Synopsis: Terrifying creatures roam the seas and the monster hunters are heroes. None is more beloved than the great Jacob Holland. When young Maisie Brumble joins his ship, he finds an unexpected ally.
Review:
The Sea Beast is the latest animated film from director Chris Williams (Big Hero 6) and stars Karl Urban as legendary sea monster hunter Jacob Holland. After an unexpected encounter with the determined Maisie Brumble, Jacob begins to question everything he has spent his life believing.
At first glance, The Sea Beast looks like another animated adventure about giant monsters and swashbuckling heroes. In reality, it is a story about challenging tradition, questioning history, and discovering that the stories we inherit are not always the truth. While its premise may feel familiar, The Sea Beast distinguishes itself through confident world-building, strong character relationships, and a willingness to explore surprisingly mature ideas.

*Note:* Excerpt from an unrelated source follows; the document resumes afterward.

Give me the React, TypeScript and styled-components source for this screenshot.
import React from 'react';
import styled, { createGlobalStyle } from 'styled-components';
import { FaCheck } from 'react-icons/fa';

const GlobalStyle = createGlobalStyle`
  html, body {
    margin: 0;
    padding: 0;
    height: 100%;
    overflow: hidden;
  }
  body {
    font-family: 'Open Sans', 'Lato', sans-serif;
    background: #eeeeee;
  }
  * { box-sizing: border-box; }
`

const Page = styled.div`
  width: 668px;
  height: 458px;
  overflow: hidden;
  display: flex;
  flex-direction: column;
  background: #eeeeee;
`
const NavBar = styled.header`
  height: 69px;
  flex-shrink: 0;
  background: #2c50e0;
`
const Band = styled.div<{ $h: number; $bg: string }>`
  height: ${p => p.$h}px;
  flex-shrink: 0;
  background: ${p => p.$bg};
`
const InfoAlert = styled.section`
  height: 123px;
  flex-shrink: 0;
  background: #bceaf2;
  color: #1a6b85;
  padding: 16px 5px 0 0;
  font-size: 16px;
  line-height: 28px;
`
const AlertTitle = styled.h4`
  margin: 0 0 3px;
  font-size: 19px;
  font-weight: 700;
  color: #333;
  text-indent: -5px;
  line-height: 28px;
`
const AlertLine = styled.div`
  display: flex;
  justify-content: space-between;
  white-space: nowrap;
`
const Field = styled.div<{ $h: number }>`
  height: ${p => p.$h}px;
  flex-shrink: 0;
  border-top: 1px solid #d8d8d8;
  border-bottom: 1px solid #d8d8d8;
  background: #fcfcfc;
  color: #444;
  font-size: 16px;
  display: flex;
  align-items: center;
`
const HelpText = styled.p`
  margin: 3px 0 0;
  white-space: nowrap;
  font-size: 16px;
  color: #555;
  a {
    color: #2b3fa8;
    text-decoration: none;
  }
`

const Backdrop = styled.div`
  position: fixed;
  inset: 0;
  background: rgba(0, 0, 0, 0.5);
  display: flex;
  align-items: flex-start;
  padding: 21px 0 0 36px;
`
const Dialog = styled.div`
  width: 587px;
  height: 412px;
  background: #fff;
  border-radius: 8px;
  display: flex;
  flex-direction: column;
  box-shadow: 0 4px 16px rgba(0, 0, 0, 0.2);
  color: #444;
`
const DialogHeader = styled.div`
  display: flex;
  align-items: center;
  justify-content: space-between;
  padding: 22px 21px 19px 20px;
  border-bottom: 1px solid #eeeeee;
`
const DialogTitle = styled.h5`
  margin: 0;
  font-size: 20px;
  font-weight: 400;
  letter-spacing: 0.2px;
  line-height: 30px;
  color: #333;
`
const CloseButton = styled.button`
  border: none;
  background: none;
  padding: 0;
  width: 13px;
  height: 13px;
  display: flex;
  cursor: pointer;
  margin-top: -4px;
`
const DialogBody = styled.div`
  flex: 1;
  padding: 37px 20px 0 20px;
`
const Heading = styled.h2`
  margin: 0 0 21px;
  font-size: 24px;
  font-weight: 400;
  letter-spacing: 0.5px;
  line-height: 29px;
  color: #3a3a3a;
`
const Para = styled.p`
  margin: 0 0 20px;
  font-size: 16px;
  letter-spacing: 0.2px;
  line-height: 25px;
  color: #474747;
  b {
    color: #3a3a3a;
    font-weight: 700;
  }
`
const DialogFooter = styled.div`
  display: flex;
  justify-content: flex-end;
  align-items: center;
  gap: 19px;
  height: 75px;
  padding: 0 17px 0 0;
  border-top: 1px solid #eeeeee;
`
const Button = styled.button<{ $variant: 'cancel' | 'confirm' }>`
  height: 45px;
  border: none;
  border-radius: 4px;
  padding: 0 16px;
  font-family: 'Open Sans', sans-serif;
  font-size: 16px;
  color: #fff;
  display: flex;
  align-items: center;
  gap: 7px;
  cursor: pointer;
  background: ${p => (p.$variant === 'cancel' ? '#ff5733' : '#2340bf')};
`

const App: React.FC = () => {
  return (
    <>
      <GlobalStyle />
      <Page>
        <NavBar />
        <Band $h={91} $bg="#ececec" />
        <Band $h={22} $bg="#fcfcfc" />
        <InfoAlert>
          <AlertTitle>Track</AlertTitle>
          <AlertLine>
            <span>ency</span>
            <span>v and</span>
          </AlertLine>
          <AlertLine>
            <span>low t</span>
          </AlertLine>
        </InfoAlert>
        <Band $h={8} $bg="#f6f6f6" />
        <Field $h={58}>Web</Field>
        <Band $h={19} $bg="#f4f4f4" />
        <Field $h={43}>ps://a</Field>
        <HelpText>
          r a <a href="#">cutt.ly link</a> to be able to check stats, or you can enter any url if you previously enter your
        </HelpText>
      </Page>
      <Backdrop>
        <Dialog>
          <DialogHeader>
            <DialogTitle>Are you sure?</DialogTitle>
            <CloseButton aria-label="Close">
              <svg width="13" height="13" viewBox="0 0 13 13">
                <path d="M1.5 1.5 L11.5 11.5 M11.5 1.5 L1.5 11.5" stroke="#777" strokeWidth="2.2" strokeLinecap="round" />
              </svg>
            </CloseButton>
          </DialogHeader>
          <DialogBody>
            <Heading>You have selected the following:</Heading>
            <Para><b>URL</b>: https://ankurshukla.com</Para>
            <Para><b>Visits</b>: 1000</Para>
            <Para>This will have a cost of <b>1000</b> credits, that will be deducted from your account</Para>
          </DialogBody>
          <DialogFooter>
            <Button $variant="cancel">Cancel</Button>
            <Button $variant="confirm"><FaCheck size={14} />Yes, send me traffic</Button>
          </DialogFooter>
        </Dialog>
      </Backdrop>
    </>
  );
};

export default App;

Chris Williams wastes little time establishing the world. From the opening moments, The Sea Beast presents a civilization built around the hunting of enormous sea creatures, treating monster hunters with the same admiration reserved for legendary soldiers or explorers. It is a familiar fantasy setup, yet Williams creates enough history and mythology to make the world feel lived in rather than manufactured. Every ship, harbor, and creature contributes to the illusion that this world existed long before the audience arrived.
More importantly, the world serves the story rather than distracting from it.

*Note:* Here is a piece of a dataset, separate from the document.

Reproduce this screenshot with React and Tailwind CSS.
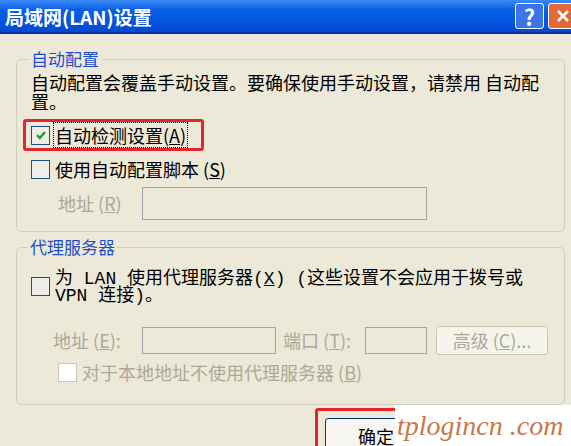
import React from 'react';

const font = { fontFamily: '"Noto Sans CJK SC", "Noto Sans", sans-serif' };
const monoFont = { fontFamily: '"Liberation Mono", "Noto Sans CJK SC", monospace' };

function CheckBox({ checked, disabled }) {
  return (
    <span
      className={`flex h-[19px] w-[19px] shrink-0 items-center justify-center border ${
        disabled
          ? 'border-[#c9c7ba] bg-white'
          : 'border-[#1c5180] bg-[#eeeee8]'
      }`}
    >
      {checked && (
        <svg viewBox="0 0 12 12" className="h-[12px] w-[12px]">
          <path d="M2 6.2 L4.8 9 L10 3" fill="none" stroke="#21a121" strokeWidth="2.4" />
        </svg>
      )}
    </span>
  );
}

function TextBox({ className }) {
  return <div className={`border border-[#9fa8ab] bg-[#ece9d8] ${className}`} />;
}

function TitleBar() {
  return (
    <div className="flex h-[34px] w-full shrink-0 items-center justify-between border-b-2 border-[#0831a8] bg-blue-700 bg-[linear-gradient(180deg,#3b8af5_0%,#0b5fe6_30%,#0454e2_70%,#0348cf_100%)] pl-[5px] text-white">
      <span className="text-[19px] font-bold text-white">局域网(LAN)设置</span>
      <div className="-mr-[6px] flex items-center gap-[4px]">
        <div className="flex h-[26px] w-[29px] items-center justify-center rounded-[3px] border border-white bg-[#3a74e6] text-[22px] font-bold text-white">
          ?
        </div>
        <div className="flex h-[26px] w-[29px] items-center justify-center rounded-[3px] border border-white bg-[#e2683c]">
          <svg viewBox="0 0 14 14" className="h-[14px] w-[14px]">
            <path d="M2 2 L12 12 M12 2 L2 12" stroke="white" strokeWidth="2.6" />
          </svg>
        </div>
      </div>
    </div>
  );
}

export default function App() {
  return (
    <div
      className="relative flex h-[446px] w-[571px] flex-col overflow-hidden bg-[#ece9d8] text-[18px] leading-[19px] text-black"
      style={font}
    >
      <TitleBar />

      <div className="flex flex-col pl-[16px] pr-[6px]">
        {/* 自动配置 */}
        <fieldset className="mt-[16px] w-[549px] rounded-[5px] border border-[#d0d0bf] pb-[11px] pl-[14px]">
          <legend className="-ml-[2px] px-[2px] text-[17px] leading-[18px] text-[#1f4fc8]">自动配置</legend>
          <p className="mt-[5px] whitespace-nowrap">
            自动配置会覆盖手动设置。要确保使用手动设置，请禁用 自动配
            <br />
            置。
          </p>
          <div className="relative mt-[8px] flex h-[32px] items-center">
            <div className="pointer-events-none absolute left-[-8px] top-0 h-[32px] w-[181px] rounded-[3px] border-[3px] border-[#e3262b]" />
            <CheckBox checked />
            <span className="ml-[3px] flex h-[26px] items-center border border-dotted border-black px-[1px]">
              自动检测设置(<u>A</u>)
            </span>
          </div>
          <div className="mt-[8px] flex h-[20px] items-center">
            <CheckBox />
            <span className="ml-[5px]">
              使用自动配置脚本 (<u>S</u>)
            </span>
          </div>
          <div className="mt-[8px] flex h-[33px] items-center">
            <span className="w-[111px] pl-[27px] text-[#aca899]">
              地址 (<u>R</u>)
            </span>
            <TextBox className="h-[33px] w-[285px]" />
          </div>
        </fieldset>

        {/* 代理服务器 */}
        <fieldset className="mt-[6px] w-[549px] rounded-[5px] border border-[#d0d0bf] pb-[22px] pl-[14px]">
          <legend className="-ml-[3px] px-[2px] text-[17px] leading-[18px] text-[#1f4fc8]">代理服务器</legend>
          <div className="mt-[15px] flex items-start">
            <div className="mt-[6px]">
              <CheckBox />
            </div>
            <p className="ml-[5px] whitespace-nowrap leading-[17px]" style={monoFont}>
              为 LAN 使用代理服务器(<u>X</u>) (这些设置不会应用于拨号或
              <br />
              VPN 连接)。
            </p>
          </div>
          <div className="mt-[21px] flex h-[29px] items-center text-[#aca899]">
            <span className="w-[111px] pl-[22px]">
              地址 (<u>E</u>):
            </span>
            <TextBox className="h-[27px] w-[134px]" />
            <span className="ml-[7px] w-[82px]">
              端口 (<u>T</u>):
            </span>
            <TextBox className="h-[27px] w-[62px]" />
            <div className="ml-[9px] flex h-[29px] w-[112px] items-center justify-center rounded-[3px] border border-[#c9c7ba] bg-[#f5f4ea]">
              高级 (<u>C</u>)...
            </div>
          </div>
          <div className="mt-[8px] flex h-[19px] items-center pl-[27px] text-[#aca899]">
            <CheckBox disabled />
            <span className="ml-[5px]">
              对于本地地址不使用代理服务器 (<u>B</u>)
            </span>
          </div>
        </fieldset>

        {/* Buttons */}
        <div className="flex justify-end">
          <div className="mt-[3px] h-[50px] w-[250px] shrink-0 rounded-[3px] border-[3px] border-[#e3262b] pl-[7px] pt-[7px]">
            <div className="flex h-[34px] w-[150px] items-start rounded-[3px] border border-[#003c74] bg-[#f6f5ef] pl-[32px] pt-[8px]">
              确定
            </div>
          </div>
        </div>
      </div>

      {/* watermark */}
      <div className="absolute bottom-0 right-0 flex h-[41px] w-[176px] items-center bg-white pl-[2px]">
        <span
          className="whitespace-nowrap text-[28px] italic text-[#c8784a]"
          style={{ fontFamily: '"Liberation Serif", serif' }}
        >
          tplogincn .com
        </span>
      </div>
    </div>
  );
}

The film's greatest strength lies in its central relationship between Jacob and Maisie. Their dynamic is predictable in many ways, but predictability is rarely an issue when the characters themselves are enjoyable to spend time with. Jacob begins as a man who rarely questions the traditions that define him, while Maisie constantly challenges everything placed in front of her. Their opposing worldviews naturally create conflict, but that conflict never feels forced. Instead, it becomes the emotional engine that drives nearly every important moment in the film.

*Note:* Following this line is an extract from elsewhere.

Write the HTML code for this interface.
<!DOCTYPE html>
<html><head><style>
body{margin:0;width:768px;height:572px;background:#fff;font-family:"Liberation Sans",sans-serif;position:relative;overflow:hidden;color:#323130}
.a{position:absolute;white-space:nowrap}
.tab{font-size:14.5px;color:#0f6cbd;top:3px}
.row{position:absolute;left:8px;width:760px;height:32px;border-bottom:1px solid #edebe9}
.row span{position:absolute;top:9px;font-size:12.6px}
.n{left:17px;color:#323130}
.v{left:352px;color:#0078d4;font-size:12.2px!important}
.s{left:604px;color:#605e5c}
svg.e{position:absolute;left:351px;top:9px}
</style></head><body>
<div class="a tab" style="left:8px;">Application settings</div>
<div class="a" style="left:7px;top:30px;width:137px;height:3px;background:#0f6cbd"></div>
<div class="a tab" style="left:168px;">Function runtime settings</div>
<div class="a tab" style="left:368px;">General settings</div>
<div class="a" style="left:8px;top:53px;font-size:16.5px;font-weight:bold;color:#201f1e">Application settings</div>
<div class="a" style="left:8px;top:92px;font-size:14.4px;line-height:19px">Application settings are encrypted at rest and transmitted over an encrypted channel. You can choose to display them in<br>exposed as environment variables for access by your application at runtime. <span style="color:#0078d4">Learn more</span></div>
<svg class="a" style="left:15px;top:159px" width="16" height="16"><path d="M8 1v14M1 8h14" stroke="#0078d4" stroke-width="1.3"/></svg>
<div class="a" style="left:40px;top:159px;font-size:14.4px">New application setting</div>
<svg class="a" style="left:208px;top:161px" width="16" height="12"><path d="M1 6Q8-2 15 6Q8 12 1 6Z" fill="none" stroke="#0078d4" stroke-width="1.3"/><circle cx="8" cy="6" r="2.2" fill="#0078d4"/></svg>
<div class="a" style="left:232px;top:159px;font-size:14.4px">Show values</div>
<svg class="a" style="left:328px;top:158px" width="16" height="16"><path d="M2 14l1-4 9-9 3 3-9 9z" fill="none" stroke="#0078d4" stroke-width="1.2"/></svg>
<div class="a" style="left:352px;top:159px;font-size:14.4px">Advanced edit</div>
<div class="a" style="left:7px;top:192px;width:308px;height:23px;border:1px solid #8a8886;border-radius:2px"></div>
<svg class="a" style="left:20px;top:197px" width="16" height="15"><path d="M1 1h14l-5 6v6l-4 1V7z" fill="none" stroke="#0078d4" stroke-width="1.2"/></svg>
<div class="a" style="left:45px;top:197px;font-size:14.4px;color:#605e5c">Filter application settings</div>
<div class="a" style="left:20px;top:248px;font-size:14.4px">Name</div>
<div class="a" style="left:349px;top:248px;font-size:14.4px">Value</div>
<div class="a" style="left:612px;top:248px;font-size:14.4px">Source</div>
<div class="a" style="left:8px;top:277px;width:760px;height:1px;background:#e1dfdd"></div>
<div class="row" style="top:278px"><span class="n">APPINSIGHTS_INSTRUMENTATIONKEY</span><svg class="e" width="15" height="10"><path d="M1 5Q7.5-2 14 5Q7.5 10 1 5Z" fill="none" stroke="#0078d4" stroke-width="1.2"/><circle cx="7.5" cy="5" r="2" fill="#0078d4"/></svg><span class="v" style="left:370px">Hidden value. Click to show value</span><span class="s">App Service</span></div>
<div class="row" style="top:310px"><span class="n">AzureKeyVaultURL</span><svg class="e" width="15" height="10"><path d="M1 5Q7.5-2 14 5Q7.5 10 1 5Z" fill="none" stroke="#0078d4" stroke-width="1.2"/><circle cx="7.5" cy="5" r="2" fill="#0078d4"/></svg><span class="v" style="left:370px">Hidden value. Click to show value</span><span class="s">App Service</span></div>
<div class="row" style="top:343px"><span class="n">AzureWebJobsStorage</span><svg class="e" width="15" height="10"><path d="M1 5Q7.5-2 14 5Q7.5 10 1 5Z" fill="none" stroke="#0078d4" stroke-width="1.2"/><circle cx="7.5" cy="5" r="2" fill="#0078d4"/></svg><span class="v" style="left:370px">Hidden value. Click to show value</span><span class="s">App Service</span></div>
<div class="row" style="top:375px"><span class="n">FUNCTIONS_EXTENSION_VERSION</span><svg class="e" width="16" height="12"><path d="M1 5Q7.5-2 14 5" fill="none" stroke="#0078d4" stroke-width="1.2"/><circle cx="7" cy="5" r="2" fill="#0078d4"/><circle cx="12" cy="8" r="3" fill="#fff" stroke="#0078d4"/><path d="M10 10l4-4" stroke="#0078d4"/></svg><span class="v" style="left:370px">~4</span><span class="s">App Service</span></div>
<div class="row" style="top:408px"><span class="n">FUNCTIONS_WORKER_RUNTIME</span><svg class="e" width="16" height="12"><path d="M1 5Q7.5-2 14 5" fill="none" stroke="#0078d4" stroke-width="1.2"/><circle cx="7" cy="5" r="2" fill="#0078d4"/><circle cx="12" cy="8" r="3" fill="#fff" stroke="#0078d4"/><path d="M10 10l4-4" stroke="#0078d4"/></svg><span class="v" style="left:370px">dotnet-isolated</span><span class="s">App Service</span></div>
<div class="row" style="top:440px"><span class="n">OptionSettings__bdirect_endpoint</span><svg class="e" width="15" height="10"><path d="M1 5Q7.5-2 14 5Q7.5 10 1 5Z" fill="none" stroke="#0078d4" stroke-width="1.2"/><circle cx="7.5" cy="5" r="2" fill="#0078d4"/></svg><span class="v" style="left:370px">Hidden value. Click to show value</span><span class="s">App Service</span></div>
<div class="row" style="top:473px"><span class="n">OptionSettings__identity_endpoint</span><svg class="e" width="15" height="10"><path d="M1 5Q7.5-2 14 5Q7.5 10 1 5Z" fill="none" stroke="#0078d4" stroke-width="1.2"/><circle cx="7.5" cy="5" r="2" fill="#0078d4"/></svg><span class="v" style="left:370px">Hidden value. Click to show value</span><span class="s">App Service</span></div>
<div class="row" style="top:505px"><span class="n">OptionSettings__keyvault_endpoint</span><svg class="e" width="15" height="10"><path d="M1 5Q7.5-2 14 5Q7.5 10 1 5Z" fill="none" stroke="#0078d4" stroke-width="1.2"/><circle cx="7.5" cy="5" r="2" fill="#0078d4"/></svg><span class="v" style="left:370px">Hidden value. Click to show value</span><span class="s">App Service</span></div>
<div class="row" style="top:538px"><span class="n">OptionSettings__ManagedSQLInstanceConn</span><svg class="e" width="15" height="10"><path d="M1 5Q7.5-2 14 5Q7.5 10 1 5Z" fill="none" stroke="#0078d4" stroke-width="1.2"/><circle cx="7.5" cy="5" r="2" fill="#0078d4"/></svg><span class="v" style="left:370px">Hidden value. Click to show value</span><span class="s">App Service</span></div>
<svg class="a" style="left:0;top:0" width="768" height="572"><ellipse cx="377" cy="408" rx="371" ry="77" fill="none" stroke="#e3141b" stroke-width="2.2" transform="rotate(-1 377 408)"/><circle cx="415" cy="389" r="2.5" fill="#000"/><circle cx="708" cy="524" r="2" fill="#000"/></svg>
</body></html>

What makes their relationship work is that neither character exists solely to change the other. Jacob gradually learns compassion and curiosity, while Maisie begins to understand the burden carried by those she idolized. Their growth feels earned because it develops naturally through shared experiences rather than dramatic speeches or convenient revelations.
Visually, The Sea Beast is among Netflix Animation's strongest efforts. The scale of the ocean is breathtaking, and the creature designs are imaginative without feeling overly fantastical. Chris Williams consistently emphasizes size throughout the film, allowing every encounter between humans and monsters to feel appropriately dangerous. The action succeeds because the creatures never feel like obstacles waiting to be defeated. They feel powerful enough that failure always appears possible.
That sense of danger gives the action genuine weight.
Where the film becomes somewhat less successful is in its originality.
Its larger narrative follows a structure that will feel familiar to anyone who has seen films such as How to Train Your Dragon. The emotional turns arrive when expected, several character arcs unfold exactly as anticipated, and the film rarely challenges audience expectations once its central mystery becomes clear. None of these decisions diminish the entertainment value, but they do prevent The Sea Beast from reaching the emotional heights of the animated films it closely resembles.
Fortunately, the film understands that execution often matters more than originality.
Even when the destination is obvious, the journey remains enjoyable because Williams gives audiences characters worth following. The humor feels natural, the pacing rarely slows, and the emotional moments land because they are rooted in character rather than spectacle.
Ultimately, The Sea Beast succeeds because it never loses sight of what matters most.
The monsters are exciting.
The action is thrilling.
The animation is beautiful.
But none of those elements would matter without the relationship at the center of the story.
While The Sea Beast may not reinvent animated storytelling, it confidently executes its ideas with enough charm, heart, and visual spectacle to become one of Netflix's strongest original animated films.